When Nissley was a doctoral student at the UW, he visited Capitol Hill’s late and lamented Bailey-Coy bookstore almost every day. When he worked at Amazon, he dropped by the Elliott Bay Book Co. once a week.
He was the kind of bookstore customer who didn’t want to be noticed. “I wouldn’t talk to anyone at Elliott Bay and Bailey Coy,” he remembers, though he eventually became friends with the staffs at both. He understands people who come in and don’t make eye contact. They want to be alone with their thoughts, and with the books.
Other customers want advice. “People will say, ‘I want a happy book. I don’t want to be put through the ringer. I just read a book like that.’ ” (Note to readers: If you need a happy book, Nissley suggests Tove Jansson’s “The Summer Book.”)

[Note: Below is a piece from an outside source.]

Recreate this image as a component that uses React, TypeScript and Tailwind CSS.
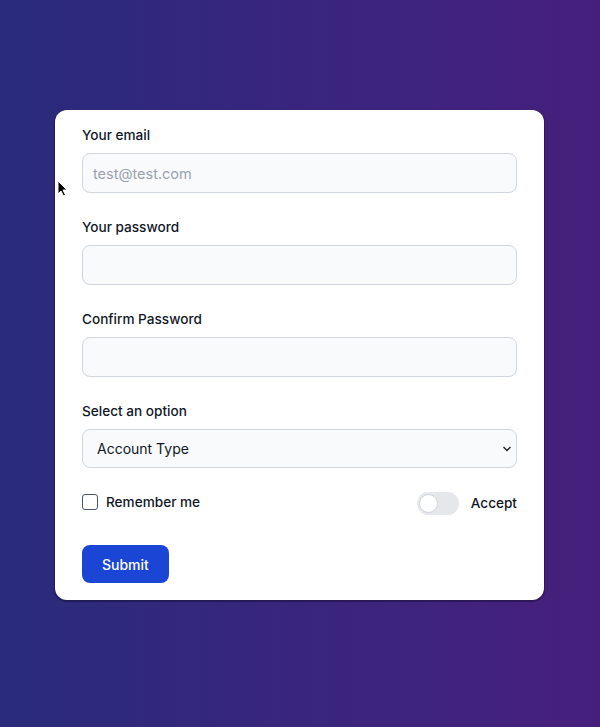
import React from "react";

export default function App() {
  return (
    <div
      className="relative min-h-[727px] w-full bg-gradient-to-r from-[#292b7b] to-[#461f7d] pt-[110px]"
      style={{ fontFamily: 'Inter, "Liberation Sans", Arial, sans-serif' }}
    >
      <div className="ml-[55px] w-[489px] rounded-xl bg-white px-[27px] pt-[15px] pb-[17px] shadow-[0_1px_1px_1px_rgba(0,0,0,0.3)]">
        <div className="mb-6">
          <label className="mb-2 block text-[13.6px] leading-5 font-medium text-gray-900">Your email</label>
          <input
            type="email"
            placeholder="test@test.com"
            className="block h-10 w-full rounded-lg border border-gray-300 bg-gray-50 px-2.5 text-[14.5px] text-gray-900 placeholder:text-gray-400 outline-none"
          />
        </div>
        <div className="mb-6">
          <label className="mb-2 block text-[13.6px] leading-5 font-medium text-gray-900">Your password</label>
          <input
            type="password"
            className="block h-10 w-full rounded-lg border border-gray-300 bg-gray-50 px-2.5 text-[14.5px] text-gray-900 outline-none"
          />
        </div>
        <div className="mb-6">
          <label className="mb-2 block text-[13.6px] leading-5 font-medium text-gray-900">Confirm Password</label>
          <input
            type="password"
            className="block h-10 w-full rounded-lg border border-gray-300 bg-gray-50 px-2.5 text-[14.5px] text-gray-900 outline-none"
          />
        </div>
        <div className="mb-6">
          <label className="mb-2 block text-[13.6px] leading-5 font-medium text-gray-900">Select an option</label>
          <div className="relative">
            <select className="block h-[39px] w-full appearance-none rounded-lg border border-gray-300 bg-gray-50 px-[14px] text-[14px] text-gray-900 outline-none">
              <option>Account Type</option>
            </select>
            <svg className="pointer-events-none absolute right-[5px] top-[16px]" width="10" height="8" viewBox="0 0 10 8">
              <path d="M1.5 2 L5 5.5 L8.5 2" fill="none" stroke="#222" strokeWidth="1.4" />
            </svg>
          </div>
        </div>
        <div className="flex items-center justify-between">
          <label className="flex items-center gap-2 pb-[3px]">
            <span className="block h-4 w-4 rounded-[3px] border border-gray-600 bg-white"></span>
            <span className="text-[13.6px] font-medium text-gray-900">Remember me</span>
          </label>
          <label className="flex items-center gap-3">
            <span className="relative block h-[23px] w-[42px] rounded-full bg-gray-200">
              <span className="absolute left-[2px] top-[2px] block h-[19px] w-[19px] rounded-full border border-gray-300 bg-white"></span>
            </span>
            <span className="text-[13.6px] font-medium text-gray-900">Accept</span>
          </label>
        </div>
        <button className="mt-[30px] h-[38px] rounded-lg bg-[#1b46d5] px-5 text-[14px] font-medium text-white">
          Submit
        </button>
      </div>
      <svg className="absolute left-[57px] top-[180px] z-10" width="11" height="17" viewBox="0 0 11 17">
        <path d="M1 1 L1 14 L4 11 L6.5 16 L8.5 15 L6 10 L10 10 Z" fill="#000" stroke="#fff" strokeWidth="1" />
      </svg>
    </div>
  );
}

Many requests for assistance are for kids’ books. People say, “We knew what she liked when she was 10. But now she’s 13 ...”
Nissley has his own passions that he will try to nudge folks toward. Nonfiction — “ ‘The Making of the Atomic Bomb’ by Richard Rhodes. Nobody’s going to top that anytime soon,” he says. Collections of letters or diaries, a genre he drew heavily on for “A Reader’s Book of Days.” Books about cities and what makes them work. He’s the curator, thinking hard about what he thinks his readers will like.
Companies like Amazon spend a lot of time trying to automate this process. If you’ve got an Amazon account, you are familiar with the “customers who bought this also bought” feature. But how do you account for a person’s mood on a particular day? How do you find the book that will tell them something they didn’t know they wanted to know?
“I was a big indie bookstore customer even when I worked at Amazon,” Nissley says. “There is something irreplaceable about walking into a bookstore and browsing through well-chosen shelves and talking to a bookseller....Amazon’s algorithms are pretty impressive and useful, but they still can’t do everything a smart and imaginative bookseller can do, especially one that knows you and the books you like to read.”
The Phinney Ridge neighborhood is affluent. According to Zillow, the average price of a neighborhood house is $589,200, up 13 percent in the last year. You can bet there are some Amazon Prime customers strolling Greenwood Avenue North.
But Phinney Books was jammed with well-wishers on opening day, June 21. Nissley and his family spent the next day restocking the shelves. What were they looking for? Maybe a nod, maybe a little pool of quiet. Maybe help in finding their next best book.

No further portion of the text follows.